■ **Objective**
Repeat the listing that follows, character for character, minus the pictures.

■ **Source material**
----

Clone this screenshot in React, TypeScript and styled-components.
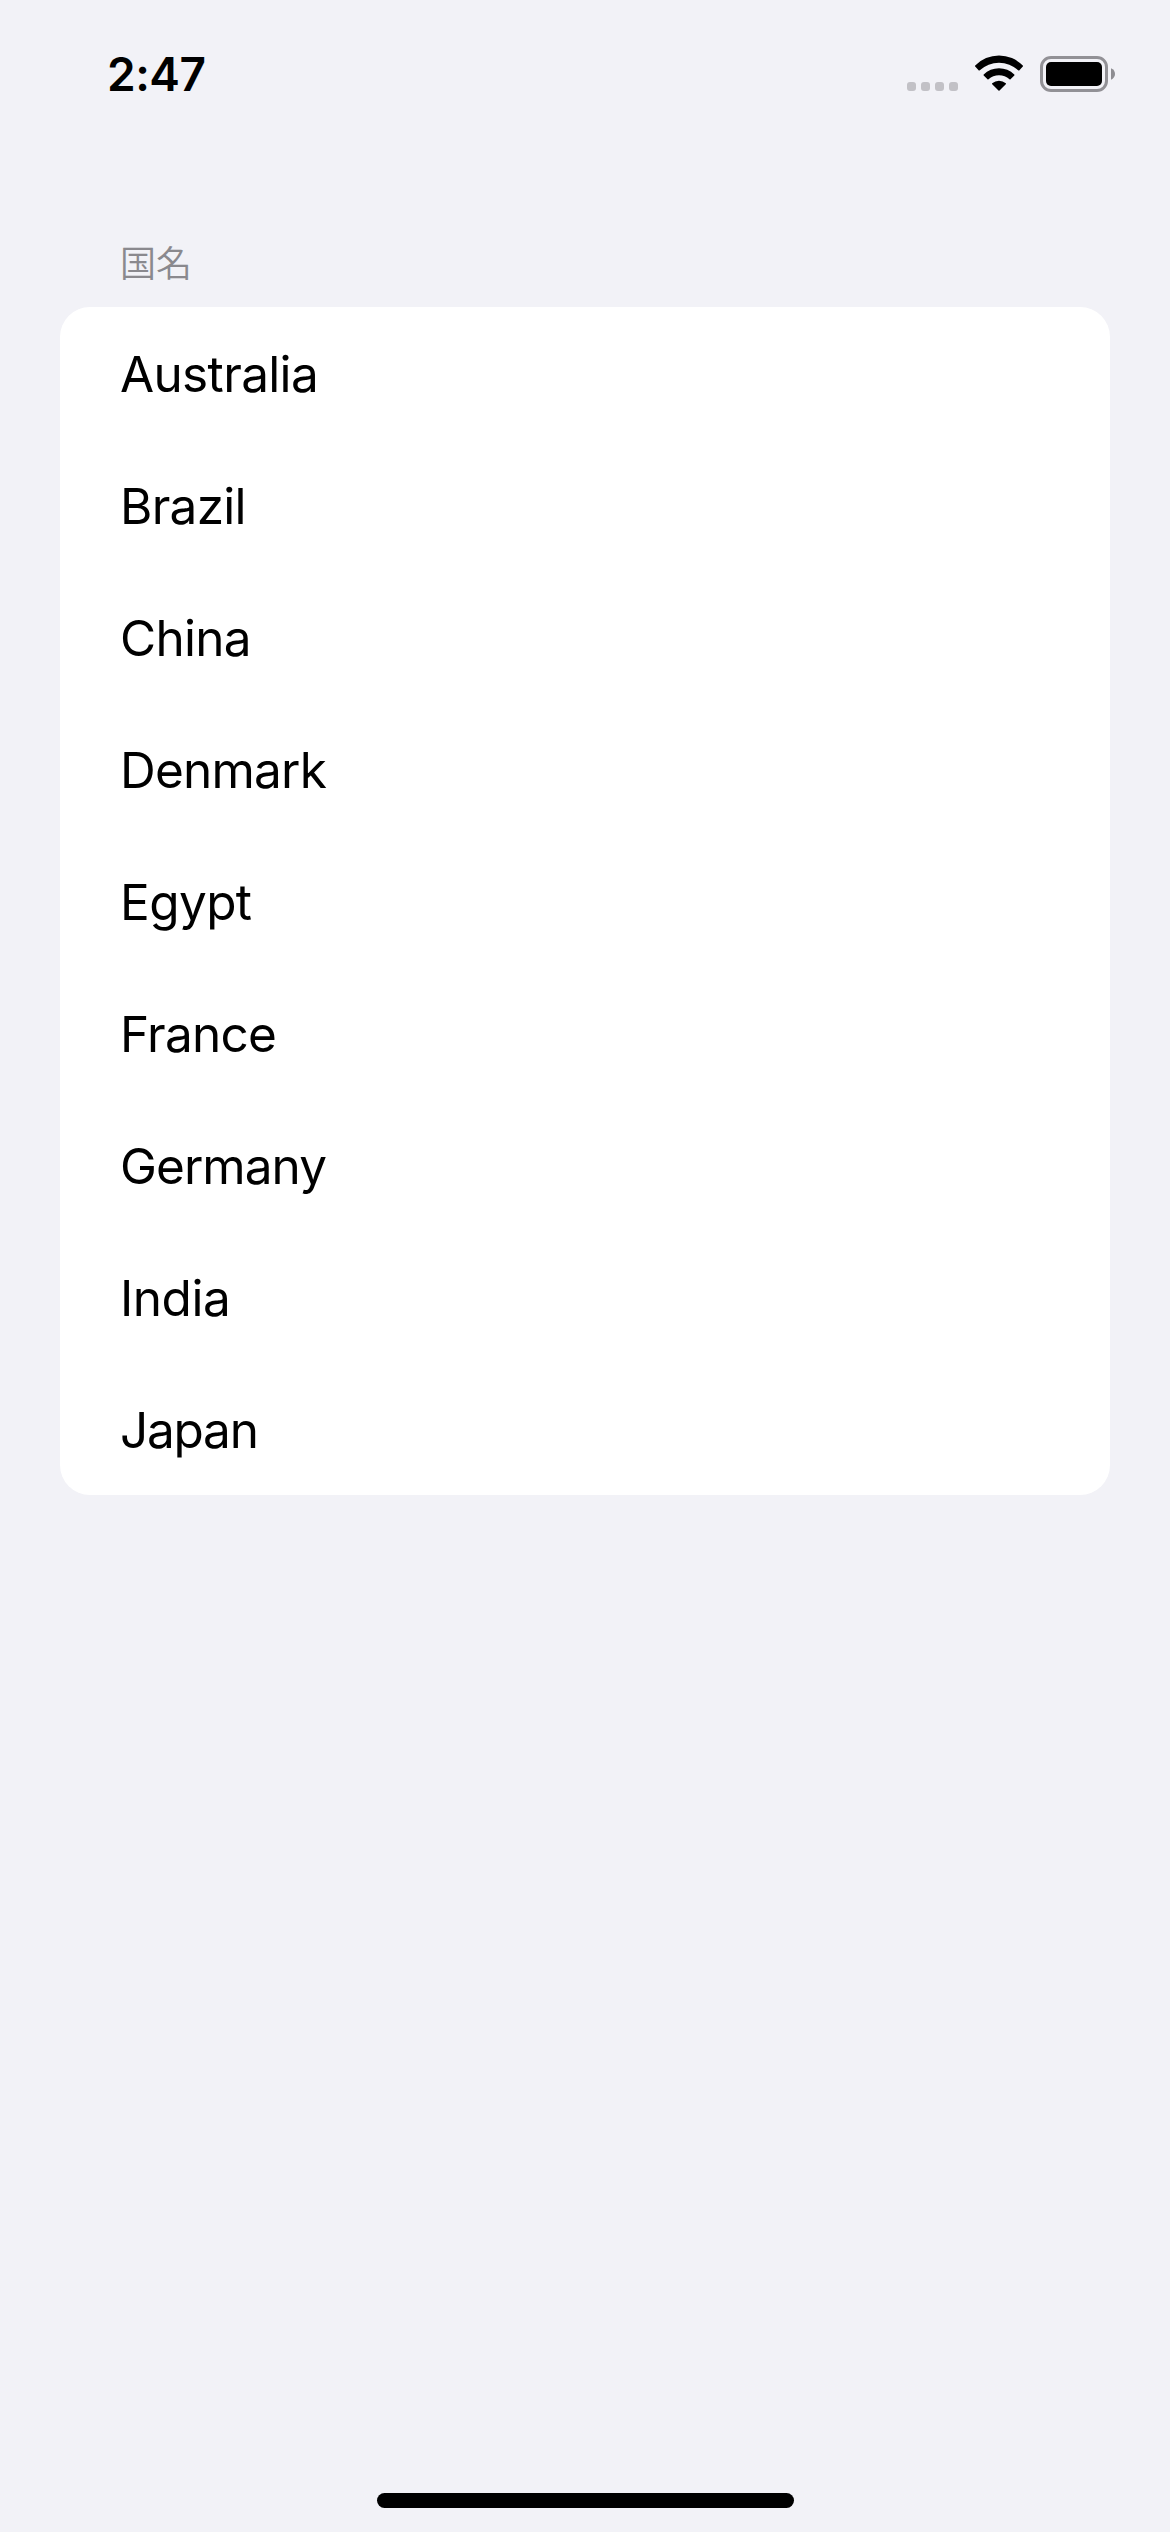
import React from "react";
import styled, { createGlobalStyle } from "styled-components";

const GlobalStyle = createGlobalStyle`
  html, body { margin: 0; padding: 0; background: #f2f2f7; }
  * { box-sizing: border-box; }
`;

const Screen = styled.div`
  display: flex;
  flex-direction: column;
  width: 1170px;
  height: 2532px;
  background: #f2f2f7;
  color: #000;
  font-family: Inter, "Noto Sans CJK JP", sans-serif;
`;

const StatusBar = styled.header`
  display: flex;
  justify-content: space-between;
  align-items: center;
  height: 148px;
  padding: 0 55px 0 107px;
`;

const Clock = styled.time`
  font-size: 46px;
  line-height: 56px;
  font-weight: 600;
  letter-spacing: -0.5px;
`;

const Indicators = styled.div`
  display: flex;
  align-items: flex-end;
  height: 36px;
`;

const Signal = styled.div`
  display: flex;
  gap: 5px;
  margin: 0 17px 1px 0;
`;

const SignalDot = styled.span`
  width: 9px;
  height: 9px;
  border-radius: 3px;
  background: #c2c1c6;
`;

const WifiIcon = styled.svg`
  width: 48px;
  height: 36px;
  margin: 0 17px 1px 0;
`;

const BatteryIcon = styled.svg`
  width: 75px;
  height: 36px;
`;

const Content = styled.main`
  flex: 1;
  display: flex;
  flex-direction: column;
  padding: 87px 60px 0;
`;

const SectionTitle = styled.h2`
  margin: 0;
  padding: 0 60px;
  height: 72px;
  font-family: "Noto Sans CJK JP", sans-serif;
  font-size: 36px;
  line-height: 52px;
  font-weight: 350;
  color: #8a898e;
`;

const Card = styled.ul`
  list-style: none;
  margin: 0;
  padding: 0;
  border-radius: 30px;
  background: #fff;
`;

const Row = styled.li<{ $tracking: number }>`
  display: flex;
  align-items: center;
  height: 132px;
  padding: 1px 60px 0;
  font-size: 49.5px;
  line-height: 60px;
  letter-spacing: ${(p) => p.$tracking}px;
`;

const HomeArea = styled.footer`
  display: flex;
  justify-content: center;
  height: 39px;
`;

const HomeBar = styled.div`
  width: 417px;
  height: 15px;
  border-radius: 8px;
  background: #000;
`;

const countries = [
  { name: "Australia", tracking: -0.65 },
  { name: "Brazil", tracking: -0.73 },
  { name: "China", tracking: -0.74 },
  { name: "Denmark", tracking: -0.78 },
  { name: "Egypt", tracking: -0.6 },
  { name: "France", tracking: -0.74 },
  { name: "Germany", tracking: -0.95 },
  { name: "India", tracking: -0.46 },
  { name: "Japan", tracking: -1.25 },
];

export default function App() {
  return (
    <Screen>
      <GlobalStyle />
      <StatusBar>
        <Clock>2:47</Clock>
        <Indicators>
          <Signal>
            {[0, 1, 2, 3].map((n) => (
              <SignalDot key={n} />
            ))}
          </Signal>
          <WifiIcon viewBox="0 0 48 36">
            <path d="M0.2 10.6A33 33 0 0 1 47.8 10.6Q48.3 11.1 47.8 11.6L44.2 15.4Q43.7 15.8 43.2 15.3A28 28 0 0 0 4.8 15.3Q4.3 15.8 3.8 15.4L0.2 11.6Q-0.3 11.1 0.2 10.6Z" />
            <path d="M8.7 19.4A21.8 21.8 0 0 1 39.3 19.4Q39.8 19.9 39.3 20.4L35.5 24.3Q35 24.7 34.5 24.2A15.6 15.6 0 0 0 13.5 24.2Q13 24.7 12.5 24.3L8.7 20.4Q8.2 19.9 8.7 19.4Z" />
            <path d="M17.2 28.2A10.3 10.3 0 0 1 30.8 28.2Q31.3 28.7 30.8 29.2L24.5 35.6Q24 36 23.5 35.6L17.2 29.2Q16.7 28.7 17.2 28.2Z" />
          </WifiIcon>
          <BatteryIcon viewBox="0 0 75 36">
            <rect x="1.5" y="1.5" width="65" height="33" rx="9.5" fill="none" stroke="#929196" strokeWidth="3" />
            <rect x="6" y="6" width="56" height="24" rx="5" />
            <path d="M71 12.3C73.6 13.4 75 15.6 75 18S73.6 22.6 71 23.7Z" fill="#8e8d92" />
          </BatteryIcon>
        </Indicators>
      </StatusBar>
      <Content>
        <SectionTitle>国名</SectionTitle>
        <Card>
          {countries.map((c) => (
            <Row key={c.name} $tracking={c.tracking}>
              {c.name}
            </Row>
          ))}
        </Card>
      </Content>
      <HomeArea>
        <HomeBar />
      </HomeArea>
    </Screen>
  );
}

----

■ **Answer to this exercise**
Clone this screenshot in React, TypeScript and styled-components.
import React from "react";
import styled, { createGlobalStyle } from "styled-components";

const GlobalStyle = createGlobalStyle`
  html, body { margin: 0; padding: 0; background: #f2f2f7; }
  * { box-sizing: border-box; }
`;

const Screen = styled.div`
  display: flex;
  flex-direction: column;
  width: 1170px;
  height: 2532px;
  background: #f2f2f7;
  color: #000;
  font-family: Inter, "Noto Sans CJK JP", sans-serif;
`;

const StatusBar = styled.header`
  display: flex;
  justify-content: space-between;
  align-items: center;
  height: 148px;
  padding: 0 55px 0 107px;
`;

const Clock = styled.time`
  font-size: 46px;
  line-height: 56px;
  font-weight: 600;
  letter-spacing: -0.5px;
`;

const Indicators = styled.div`
  display: flex;
  align-items: flex-end;
  height: 36px;
`;

const Signal = styled.div`
  display: flex;
  gap: 5px;
  margin: 0 17px 1px 0;
`;

const SignalDot = styled.span`
  width: 9px;
  height: 9px;
  border-radius: 3px;
  background: #c2c1c6;
`;

const WifiIcon = styled.svg`
  width: 48px;
  height: 36px;
  margin: 0 17px 1px 0;
`;

const BatteryIcon = styled.svg`
  width: 75px;
  height: 36px;
`;

const Content = styled.main`
  flex: 1;
  display: flex;
  flex-direction: column;
  padding: 87px 60px 0;
`;

const SectionTitle = styled.h2`
  margin: 0;
  padding: 0 60px;
  height: 72px;
  font-family: "Noto Sans CJK JP", sans-serif;
  font-size: 36px;
  line-height: 52px;
  font-weight: 350;
  color: #8a898e;
`;

const Card = styled.ul`
  list-style: none;
  margin: 0;
  padding: 0;
  border-radius: 30px;
  background: #fff;
`;

const Row = styled.li<{ $tracking: number }>`
  display: flex;
  align-items: center;
  height: 132px;
  padding: 1px 60px 0;
  font-size: 49.5px;
  line-height: 60px;
  letter-spacing: ${(p) => p.$tracking}px;
`;

const HomeArea = styled.footer`
  display: flex;
  justify-content: center;
  height: 39px;
`;

const HomeBar = styled.div`
  width: 417px;
  height: 15px;
  border-radius: 8px;
  background: #000;
`;

const countries = [
  { name: "Australia", tracking: -0.65 },
  { name: "Brazil", tracking: -0.73 },
  { name: "China", tracking: -0.74 },
  { name: "Denmark", tracking: -0.78 },
  { name: "Egypt", tracking: -0.6 },
  { name: "France", tracking: -0.74 },
  { name: "Germany", tracking: -0.95 },
  { name: "India", tracking: -0.46 },
  { name: "Japan", tracking: -1.25 },
];

export default function App() {
  return (
    <Screen>
      <GlobalStyle />
      <StatusBar>
        <Clock>2:47</Clock>
        <Indicators>
          <Signal>
            {[0, 1, 2, 3].map((n) => (
              <SignalDot key={n} />
            ))}
          </Signal>
          <WifiIcon viewBox="0 0 48 36">
            <path d="M0.2 10.6A33 33 0 0 1 47.8 10.6Q48.3 11.1 47.8 11.6L44.2 15.4Q43.7 15.8 43.2 15.3A28 28 0 0 0 4.8 15.3Q4.3 15.8 3.8 15.4L0.2 11.6Q-0.3 11.1 0.2 10.6Z" />
            <path d="M8.7 19.4A21.8 21.8 0 0 1 39.3 19.4Q39.8 19.9 39.3 20.4L35.5 24.3Q35 24.7 34.5 24.2A15.6 15.6 0 0 0 13.5 24.2Q13 24.7 12.5 24.3L8.7 20.4Q8.2 19.9 8.7 19.4Z" />
            <path d="M17.2 28.2A10.3 10.3 0 0 1 30.8 28.2Q31.3 28.7 30.8 29.2L24.5 35.6Q24 36 23.5 35.6L17.2 29.2Q16.7 28.7 17.2 28.2Z" />
          </WifiIcon>
          <BatteryIcon viewBox="0 0 75 36">
            <rect x="1.5" y="1.5" width="65" height="33" rx="9.5" fill="none" stroke="#929196" strokeWidth="3" />
            <rect x="6" y="6" width="56" height="24" rx="5" />
            <path d="M71 12.3C73.6 13.4 75 15.6 75 18S73.6 22.6 71 23.7Z" fill="#8e8d92" />
          </BatteryIcon>
        </Indicators>
      </StatusBar>
      <Content>
        <SectionTitle>国名</SectionTitle>
        <Card>
          {countries.map((c) => (
            <Row key={c.name} $tracking={c.tracking}>
              {c.name}
            </Row>
          ))}
        </Card>
      </Content>
      <HomeArea>
        <HomeBar />
      </HomeArea>
    </Screen>
  );
}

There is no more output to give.